- Genre: Documentary
- Directed by: Patti Kaplan
- Country of origin: United States
- Original language: English
- No. of seasons: 1
- No. of episodes: 13

Production
- Running time: 30 minutes

Original release
- Network: HBO
- Release: September 23, 2000 – 2000

= G String Divas =

G String Divas is an American documentary series that aired on HBO. The show was filmed in 2000, and follows the lives of strippers working in a Bristol, Pennsylvania gentlemen's club.

==Overview==
The show has 13 episodes and there were nine featured women: Miss Bunny, Jordan, Ginger, Cashmere, Joey, Chrissy, Silver, Summer and Angel. The premiere episode delivered a 7.7 share, or 3.4 million viewers.

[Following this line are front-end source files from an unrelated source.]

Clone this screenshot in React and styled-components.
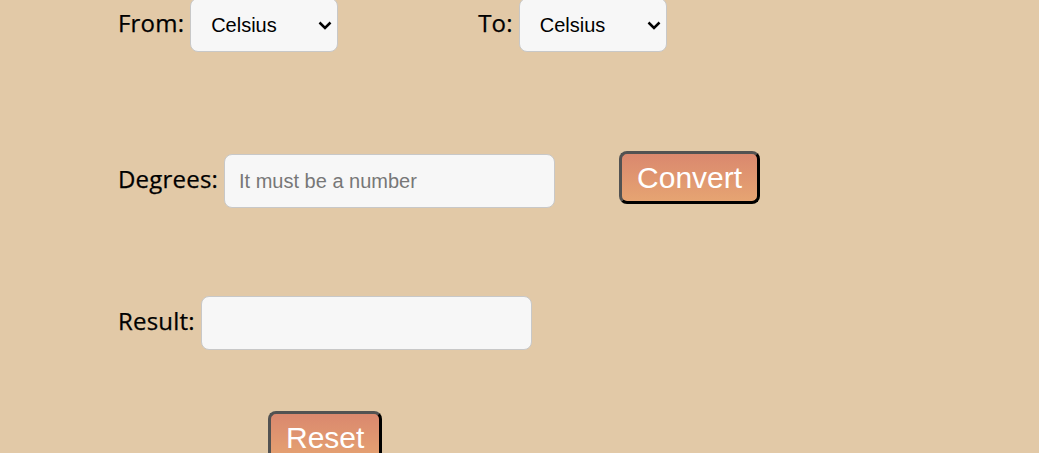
import React from "react";
import styled, { createGlobalStyle } from "styled-components";

const GlobalStyle = createGlobalStyle`
  body {
    margin: 0;
    background: #e2c9a7;
    font-family: "Open Sans", "Liberation Sans", sans-serif;
    overflow: hidden;
  }
`;

const Chevron = () => (
  <Arrow width="14" height="9" viewBox="0 0 14 9" aria-hidden="true">
    <path d="M1.5 1.5 L7 7 L12.5 1.5" fill="none" stroke="#000" strokeWidth="2.5" />
  </Arrow>
);

const UnitSelect = ({ value, onChange }) => (
  <SelectWrap>
    <Select value={value} onChange={onChange}>
      <option>Celsius</option>
      <option>Fahrenheit</option>
      <option>Kelvin</option>
    </Select>
    <Chevron />
  </SelectWrap>
);

const App = () => {
  const [from, setFrom] = React.useState("Celsius");
  const [to, setTo] = React.useState("Celsius");

  return (
    <>
      <GlobalStyle />
      <Page>
        <Row $top={-2}>
          <Group>
            <Label>From:</Label>
            <UnitSelect value={from} onChange={(e) => setFrom(e.target.value)} />
          </Group>
          <Group $gap={134}>
            <Label>To:</Label>
            <UnitSelect value={to} onChange={(e) => setTo(e.target.value)} />
          </Group>
        </Row>

        <Row $top={99}>
          <Label>Degrees:</Label>
          <Input placeholder="It must be a number" />
          <Button $left={58}>Convert</Button>
        </Row>

        <Row $top={88}>
          <Label>Result:</Label>
          <Input readOnly />
        </Row>

        <Row $top={61} $indent={268}>
          <Button>Reset</Button>
        </Row>
      </Page>
    </>
  );
};

const Page = styled.div`
  display: flex;
  flex-direction: column;
  padding-left: 118px;
`;
const Row = styled.div`
  display: flex;
  align-items: baseline;
  gap: 6px;
  margin-top: ${(p) => p.$top || 0}px;
  padding-left: ${(p) => (p.$indent ? p.$indent - 118 : 0)}px;
`;
const Group = styled.div`
  display: flex;
  align-items: baseline;
  gap: 6px;
  margin-left: ${(p) => p.$gap || 0}px;
`;
const Label = styled.label`
  font-family: "Open Sans", "Liberation Sans", sans-serif;
  font-size: 24px;
  letter-spacing: 0.2px;
  color: #000;
  -webkit-text-stroke: 0.25px #000;
`;
const SelectWrap = styled.div`
  position: relative;
  display: inline-flex;
`;
const Select = styled.select`
  appearance: none;
  -webkit-appearance: none;
  width: 148px;
  height: 54px;
  box-sizing: border-box;
  padding: 0 30px 0 20px;
  font-family: "Liberation Sans", Arial, sans-serif;
  font-size: 20px;
  color: #000;
  background: #f7f7f7;
  border: 1px solid #c8c8c8;
  border-radius: 8px;
`;
const Arrow = styled.svg`
  position: absolute;
  right: 6px;
  top: 50%;
  margin-top: -4px;
  pointer-events: none;
`;
const Input = styled.input`
  width: 331px;
  height: 54px;
  box-sizing: border-box;
  padding: 0 14px;
  font-family: "Liberation Sans", Arial, sans-serif;
  font-size: 20px;
  color: #000;
  background: #f7f7f7;
  border: 1px solid #c8c8c8;
  border-radius: 8px;
  outline: none;

  &::placeholder {
    color: #777;
  }
`;
const Button = styled.button`
  margin-left: ${(p) => p.$left || 0}px;
  height: 53px;
  padding: 0 15px;
  font-family: "Liberation Sans", Arial, sans-serif;
  font-size: 30px;
  color: #fff;
  background: linear-gradient(#da886e, #e6a472);
  border: 3px solid;
  border-color: #525252 #000 #000 #525252;
  border-radius: 8px;
  cursor: pointer;
`;

export default App;
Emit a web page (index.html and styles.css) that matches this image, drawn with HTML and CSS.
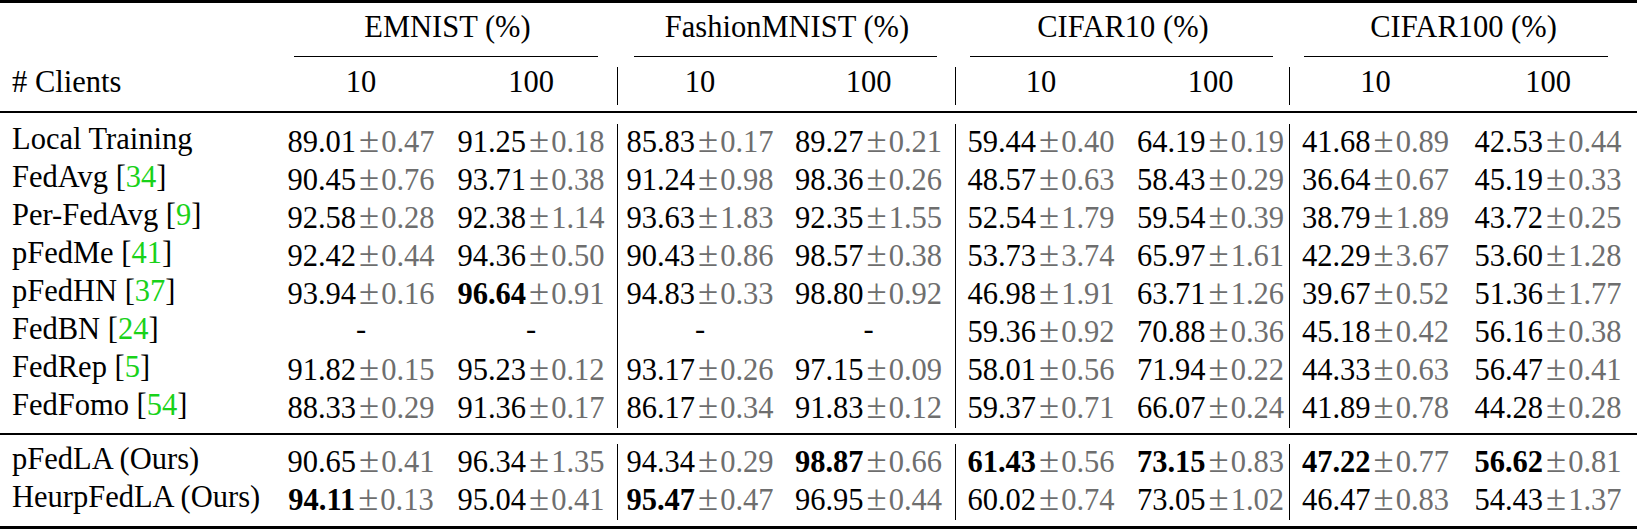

The show was produced and directed by Patti Kaplan, who also produced HBO's Real Sex series. The club featured on the show, Divas International Club, was attached to a hotel, and was converted to a banquet facility shortly after filming ended.

In one episode, Summer, one of the dancers, refers to a homicide case in which an obsessed customer killed his wife. The killer, Craig Rabinowitz, became obsessed with her when she was dancing at another Pennsylvania strip club. The case was later profiled in an episode of Forensic Files, called "Summer Obsession", in which Miss Bunny, another performer from the HBO show, was interviewed.